\"\"Prendo a prestito penna e carta da lettera virtuali per dire a Franco Giordano che non ci siamo. Non ci siamo proprio. Voler rimanere al di sopra e a debita distanza dalla decisione diretta dei lavoratori, chiamati ad esprimersi sul protocollo sul welfare con un referendum, è un modo di vivere la politica che non ci piace.
 
Rimanere pervicacemente aggrappati alla propria lotta ideologica e ostinarsi a non trarre le conseguenze da un’eventuale sostenuta testimonianza di una diversa visione e valutazione delle cose, rischia di diventare la negazione del più elementare principio di partecipazione democratica.
 
A sentire il responsabile lavoro del suo partito (Zipponi) viene la pelle d’oca: “Il referendum è un
fatto di partecipazione unico e sarà valutato con grande capacità di discernere per capire chi ha votato sì e chi ha votato no". Tradotto, per il Prc il referendum andrà interpretato in base ad una lettura \’qualitativa\’ del voto e non solo in termini puramente numerici.
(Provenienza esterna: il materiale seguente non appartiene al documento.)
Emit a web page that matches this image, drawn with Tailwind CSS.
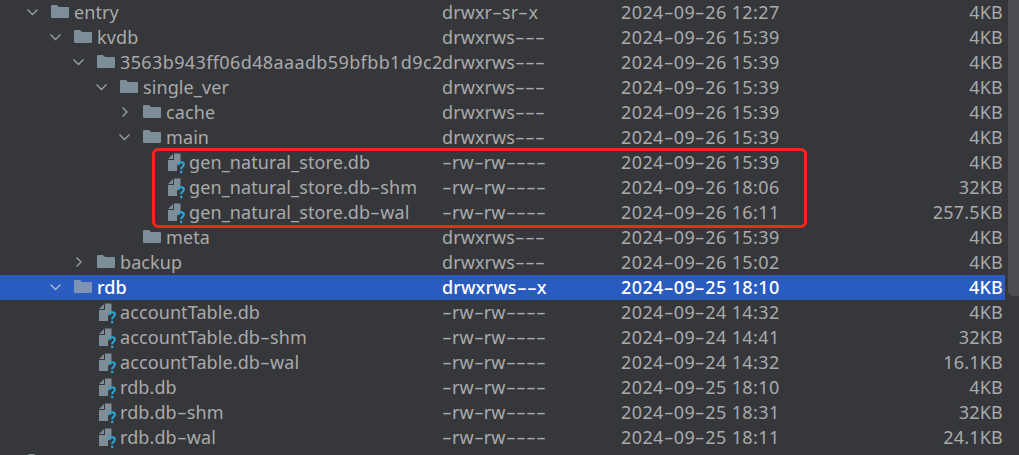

Ovverosia se nelle grandi fabbriche prevalesse il no, bisognerà tenerne conto anche se, nel complesso, saranno i sì a vincere.
 
Caro Giordano, è proprio questo tipo di politica che in tanti vorrebbero mandare all’aria una volta per tutte. Un progetto che dovrebbe far suo il nascente Partito democratico. Perché qualitativo o quantitativo l’indice di sopportazione ha superato da un pezzo la tacca rossa del limite consentito.